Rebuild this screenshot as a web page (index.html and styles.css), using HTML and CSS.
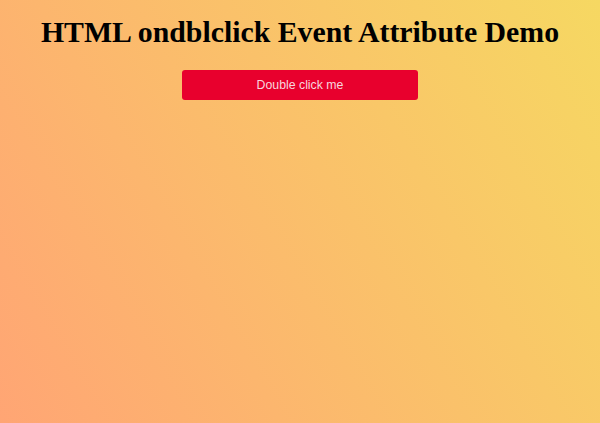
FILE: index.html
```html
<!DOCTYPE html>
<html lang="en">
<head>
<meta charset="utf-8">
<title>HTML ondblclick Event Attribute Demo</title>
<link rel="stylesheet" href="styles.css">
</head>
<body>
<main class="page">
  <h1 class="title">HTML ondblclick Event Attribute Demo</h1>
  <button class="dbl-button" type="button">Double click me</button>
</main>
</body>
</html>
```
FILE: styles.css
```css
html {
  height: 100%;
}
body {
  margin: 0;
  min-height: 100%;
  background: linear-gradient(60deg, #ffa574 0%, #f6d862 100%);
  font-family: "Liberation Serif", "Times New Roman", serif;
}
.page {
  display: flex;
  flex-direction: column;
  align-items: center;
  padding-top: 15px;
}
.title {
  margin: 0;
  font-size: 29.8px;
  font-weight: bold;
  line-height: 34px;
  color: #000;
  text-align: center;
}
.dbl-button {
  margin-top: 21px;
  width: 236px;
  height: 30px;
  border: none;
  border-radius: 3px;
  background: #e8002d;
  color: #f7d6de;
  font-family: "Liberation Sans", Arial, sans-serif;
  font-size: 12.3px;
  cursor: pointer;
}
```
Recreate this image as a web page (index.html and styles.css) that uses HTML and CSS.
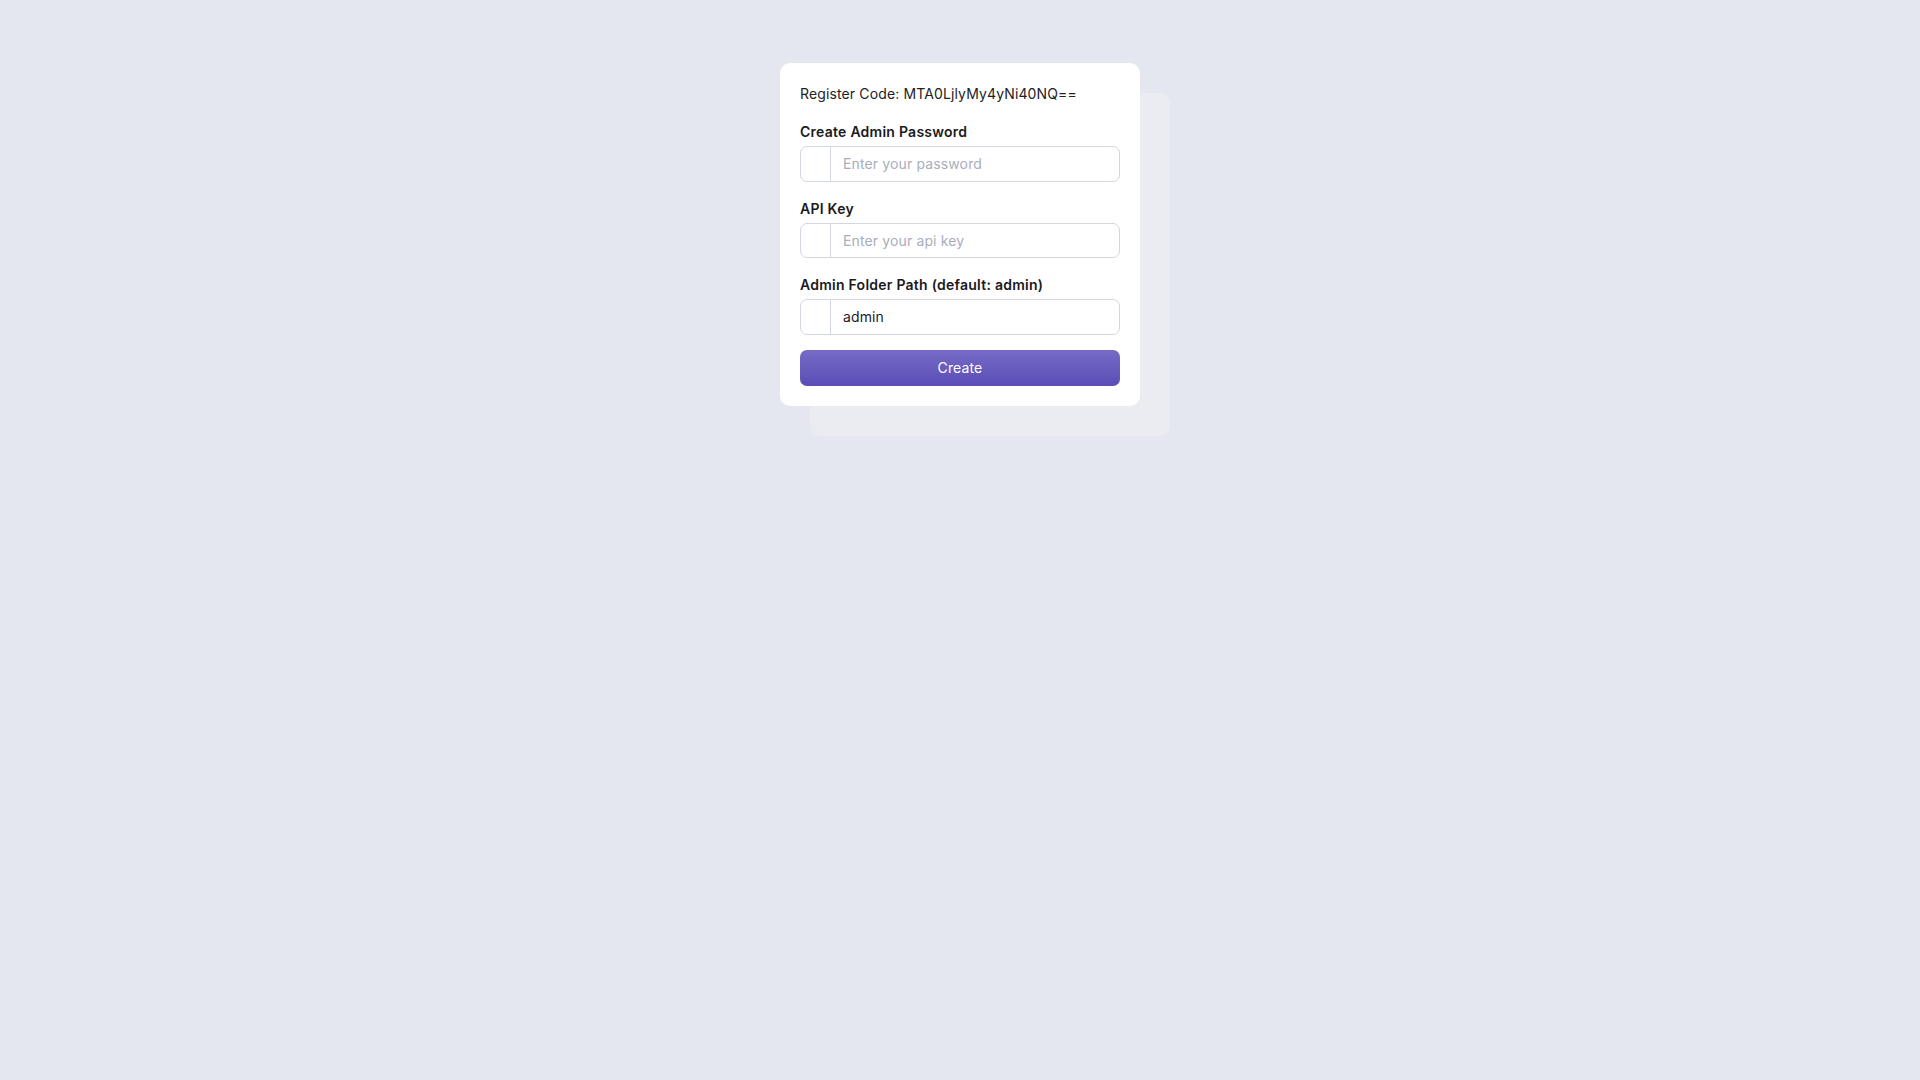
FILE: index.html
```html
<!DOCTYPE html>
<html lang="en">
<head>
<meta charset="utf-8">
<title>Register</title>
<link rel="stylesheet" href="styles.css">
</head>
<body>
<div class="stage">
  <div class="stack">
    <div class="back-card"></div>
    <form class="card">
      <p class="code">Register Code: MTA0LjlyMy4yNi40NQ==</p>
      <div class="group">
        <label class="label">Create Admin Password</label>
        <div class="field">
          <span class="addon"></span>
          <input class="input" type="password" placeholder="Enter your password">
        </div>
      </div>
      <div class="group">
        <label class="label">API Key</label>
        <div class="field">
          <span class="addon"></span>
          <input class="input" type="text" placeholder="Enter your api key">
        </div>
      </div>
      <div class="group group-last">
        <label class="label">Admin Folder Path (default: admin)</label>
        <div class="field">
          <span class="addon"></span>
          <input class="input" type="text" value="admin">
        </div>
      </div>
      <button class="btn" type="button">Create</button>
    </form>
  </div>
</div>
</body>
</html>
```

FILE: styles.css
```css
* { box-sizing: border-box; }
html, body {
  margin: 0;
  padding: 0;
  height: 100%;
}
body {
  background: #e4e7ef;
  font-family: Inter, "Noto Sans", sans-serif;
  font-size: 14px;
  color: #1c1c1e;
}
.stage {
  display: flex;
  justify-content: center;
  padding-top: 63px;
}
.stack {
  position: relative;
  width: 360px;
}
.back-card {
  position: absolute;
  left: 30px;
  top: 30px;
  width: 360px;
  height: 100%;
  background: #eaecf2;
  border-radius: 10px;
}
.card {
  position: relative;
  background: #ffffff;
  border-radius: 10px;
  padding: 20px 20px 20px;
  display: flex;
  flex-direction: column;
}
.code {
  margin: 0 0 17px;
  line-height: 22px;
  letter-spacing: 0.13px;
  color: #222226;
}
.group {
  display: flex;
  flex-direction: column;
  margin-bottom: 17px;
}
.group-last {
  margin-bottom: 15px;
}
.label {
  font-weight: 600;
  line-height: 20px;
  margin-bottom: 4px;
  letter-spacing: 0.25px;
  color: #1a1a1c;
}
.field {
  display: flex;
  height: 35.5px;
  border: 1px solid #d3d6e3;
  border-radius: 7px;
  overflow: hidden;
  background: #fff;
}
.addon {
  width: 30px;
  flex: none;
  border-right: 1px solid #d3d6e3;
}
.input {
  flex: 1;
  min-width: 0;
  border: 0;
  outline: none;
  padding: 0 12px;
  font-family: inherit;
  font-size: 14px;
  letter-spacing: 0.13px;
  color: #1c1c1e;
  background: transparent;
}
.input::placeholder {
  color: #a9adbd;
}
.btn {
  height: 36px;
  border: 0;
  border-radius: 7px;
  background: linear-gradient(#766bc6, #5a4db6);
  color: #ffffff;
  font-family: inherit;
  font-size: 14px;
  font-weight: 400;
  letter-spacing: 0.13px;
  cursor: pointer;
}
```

• • • •

[Your task]
Copy out every line of the material above exactly, skipping the pictures.

[Completed exercise]
Rebuild this screenshot as a web page (index.html and styles.css), using HTML and CSS.
FILE: index.html
```html
<!DOCTYPE html>
<html lang="en">
<head>
<meta charset="utf-8">
<title>HTML ondblclick Event Attribute Demo</title>
<link rel="stylesheet" href="styles.css">
</head>
<body>
<main class="page">
  <h1 class="title">HTML ondblclick Event Attribute Demo</h1>
  <button class="dbl-button" type="button">Double click me</button>
</main>
</body>
</html>
```
FILE: styles.css
```css
html {
  height: 100%;
}
body {
  margin: 0;
  min-height: 100%;
  background: linear-gradient(60deg, #ffa574 0%, #f6d862 100%);
  font-family: "Liberation Serif", "Times New Roman", serif;
}
.page {
  display: flex;
  flex-direction: column;
  align-items: center;
  padding-top: 15px;
}
.title {
  margin: 0;
  font-size: 29.8px;
  font-weight: bold;
  line-height: 34px;
  color: #000;
  text-align: center;
}
.dbl-button {
  margin-top: 21px;
  width: 236px;
  height: 30px;
  border: none;
  border-radius: 3px;
  background: #e8002d;
  color: #f7d6de;
  font-family: "Liberation Sans", Arial, sans-serif;
  font-size: 12.3px;
  cursor: pointer;
}
```
Recreate this image as a web page (index.html and styles.css) that uses HTML and CSS.
FILE: index.html
```html
<!DOCTYPE html>
<html lang="en">
<head>
<meta charset="utf-8">
<title>Register</title>
<link rel="stylesheet" href="styles.css">
</head>
<body>
<div class="stage">
  <div class="stack">
    <div class="back-card"></div>
    <form class="card">
      <p class="code">Register Code: MTA0LjlyMy4yNi40NQ==</p>
      <div class="group">
        <label class="label">Create Admin Password</label>
        <div class="field">
          <span class="addon"></span>
          <input class="input" type="password" placeholder="Enter your password">
        </div>
      </div>
      <div class="group">
        <label class="label">API Key</label>
        <div class="field">
          <span class="addon"></span>
          <input class="input" type="text" placeholder="Enter your api key">
        </div>
      </div>
      <div class="group group-last">
        <label class="label">Admin Folder Path (default: admin)</label>
        <div class="field">
          <span class="addon"></span>
          <input class="input" type="text" value="admin">
        </div>
      </div>
      <button class="btn" type="button">Create</button>
    </form>
  </div>
</div>
</body>
</html>
```

FILE: styles.css
```css
* { box-sizing: border-box; }
html, body {
  margin: 0;
  padding: 0;
  height: 100%;
}
body {
  background: #e4e7ef;
  font-family: Inter, "Noto Sans", sans-serif;
  font-size: 14px;
  color: #1c1c1e;
}
.stage {
  display: flex;
  justify-content: center;
  padding-top: 63px;
}
.stack {
  position: relative;
  width: 360px;
}
.back-card {
  position: absolute;
  left: 30px;
  top: 30px;
  width: 360px;
  height: 100%;
  background: #eaecf2;
  border-radius: 10px;
}
.card {
  position: relative;
  background: #ffffff;
  border-radius: 10px;
  padding: 20px 20px 20px;
  display: flex;
  flex-direction: column;
}
.code {
  margin: 0 0 17px;
  line-height: 22px;
  letter-spacing: 0.13px;
  color: #222226;
}
.group {
  display: flex;
  flex-direction: column;
  margin-bottom: 17px;
}
.group-last {
  margin-bottom: 15px;
}
.label {
  font-weight: 600;
  line-height: 20px;
  margin-bottom: 4px;
  letter-spacing: 0.25px;
  color: #1a1a1c;
}
.field {
  display: flex;
  height: 35.5px;
  border: 1px solid #d3d6e3;
  border-radius: 7px;
  overflow: hidden;
  background: #fff;
}
.addon {
  width: 30px;
  flex: none;
  border-right: 1px solid #d3d6e3;
}
.input {
  flex: 1;
  min-width: 0;
  border: 0;
  outline: none;
  padding: 0 12px;
  font-family: inherit;
  font-size: 14px;
  letter-spacing: 0.13px;
  color: #1c1c1e;
  background: transparent;
}
.input::placeholder {
  color: #a9adbd;
}
.btn {
  height: 36px;
  border: 0;
  border-radius: 7px;
  background: linear-gradient(#766bc6, #5a4db6);
  color: #ffffff;
  font-family: inherit;
  font-size: 14px;
  font-weight: 400;
  letter-spacing: 0.13px;
  cursor: pointer;
}
```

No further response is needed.